Work to be completed: Copy the lines below as they are; omit the images they contain.

Collected material:
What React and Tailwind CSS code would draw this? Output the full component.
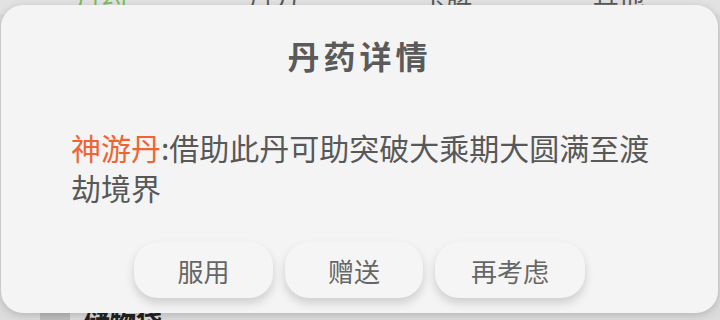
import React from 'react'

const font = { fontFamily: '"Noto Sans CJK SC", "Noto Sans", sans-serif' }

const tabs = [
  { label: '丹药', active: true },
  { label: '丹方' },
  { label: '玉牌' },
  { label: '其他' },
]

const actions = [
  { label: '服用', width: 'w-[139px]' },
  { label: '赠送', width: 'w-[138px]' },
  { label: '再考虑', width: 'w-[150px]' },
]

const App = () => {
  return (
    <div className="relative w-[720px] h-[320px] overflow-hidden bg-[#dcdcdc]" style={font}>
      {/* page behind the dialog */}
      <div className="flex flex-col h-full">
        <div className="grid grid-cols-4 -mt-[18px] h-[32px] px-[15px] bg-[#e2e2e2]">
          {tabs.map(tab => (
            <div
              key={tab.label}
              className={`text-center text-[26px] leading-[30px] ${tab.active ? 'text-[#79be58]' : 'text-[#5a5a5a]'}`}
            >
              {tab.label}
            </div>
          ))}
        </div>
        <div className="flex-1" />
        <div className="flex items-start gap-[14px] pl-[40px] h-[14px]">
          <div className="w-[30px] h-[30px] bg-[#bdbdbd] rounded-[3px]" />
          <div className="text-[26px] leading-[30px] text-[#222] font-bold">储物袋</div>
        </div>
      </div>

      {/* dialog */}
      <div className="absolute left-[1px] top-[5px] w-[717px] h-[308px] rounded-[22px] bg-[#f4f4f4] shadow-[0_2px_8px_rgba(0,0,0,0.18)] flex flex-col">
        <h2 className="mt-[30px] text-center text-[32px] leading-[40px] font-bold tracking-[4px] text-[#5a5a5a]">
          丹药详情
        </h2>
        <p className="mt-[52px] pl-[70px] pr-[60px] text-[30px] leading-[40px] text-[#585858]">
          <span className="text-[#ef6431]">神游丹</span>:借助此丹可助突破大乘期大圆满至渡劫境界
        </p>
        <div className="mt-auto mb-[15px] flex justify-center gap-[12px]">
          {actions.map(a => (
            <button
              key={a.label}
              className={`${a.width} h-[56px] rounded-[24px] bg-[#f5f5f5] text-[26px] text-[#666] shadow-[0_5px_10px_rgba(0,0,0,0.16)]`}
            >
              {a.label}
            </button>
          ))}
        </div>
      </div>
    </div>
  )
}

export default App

Answer:
What React and Tailwind CSS code would draw this? Output the full component.
import React from 'react'

const font = { fontFamily: '"Noto Sans CJK SC", "Noto Sans", sans-serif' }

const tabs = [
  { label: '丹药', active: true },
  { label: '丹方' },
  { label: '玉牌' },
  { label: '其他' },
]

const actions = [
  { label: '服用', width: 'w-[139px]' },
  { label: '赠送', width: 'w-[138px]' },
  { label: '再考虑', width: 'w-[150px]' },
]

const App = () => {
  return (
    <div className="relative w-[720px] h-[320px] overflow-hidden bg-[#dcdcdc]" style={font}>
      {/* page behind the dialog */}
      <div className="flex flex-col h-full">
        <div className="grid grid-cols-4 -mt-[18px] h-[32px] px-[15px] bg-[#e2e2e2]">
          {tabs.map(tab => (
            <div
              key={tab.label}
              className={`text-center text-[26px] leading-[30px] ${tab.active ? 'text-[#79be58]' : 'text-[#5a5a5a]'}`}
            >
              {tab.label}
            </div>
          ))}
        </div>
        <div className="flex-1" />
        <div className="flex items-start gap-[14px] pl-[40px] h-[14px]">
          <div className="w-[30px] h-[30px] bg-[#bdbdbd] rounded-[3px]" />
          <div className="text-[26px] leading-[30px] text-[#222] font-bold">储物袋</div>
        </div>
      </div>

      {/* dialog */}
      <div className="absolute left-[1px] top-[5px] w-[717px] h-[308px] rounded-[22px] bg-[#f4f4f4] shadow-[0_2px_8px_rgba(0,0,0,0.18)] flex flex-col">
        <h2 className="mt-[30px] text-center text-[32px] leading-[40px] font-bold tracking-[4px] text-[#5a5a5a]">
          丹药详情
        </h2>
        <p className="mt-[52px] pl-[70px] pr-[60px] text-[30px] leading-[40px] text-[#585858]">
          <span className="text-[#ef6431]">神游丹</span>:借助此丹可助突破大乘期大圆满至渡劫境界
        </p>
        <div className="mt-auto mb-[15px] flex justify-center gap-[12px]">
          {actions.map(a => (
            <button
              key={a.label}
              className={`${a.width} h-[56px] rounded-[24px] bg-[#f5f5f5] text-[26px] text-[#666] shadow-[0_5px_10px_rgba(0,0,0,0.16)]`}
            >
              {a.label}
            </button>
          ))}
        </div>
      </div>
    </div>
  )
}

export default App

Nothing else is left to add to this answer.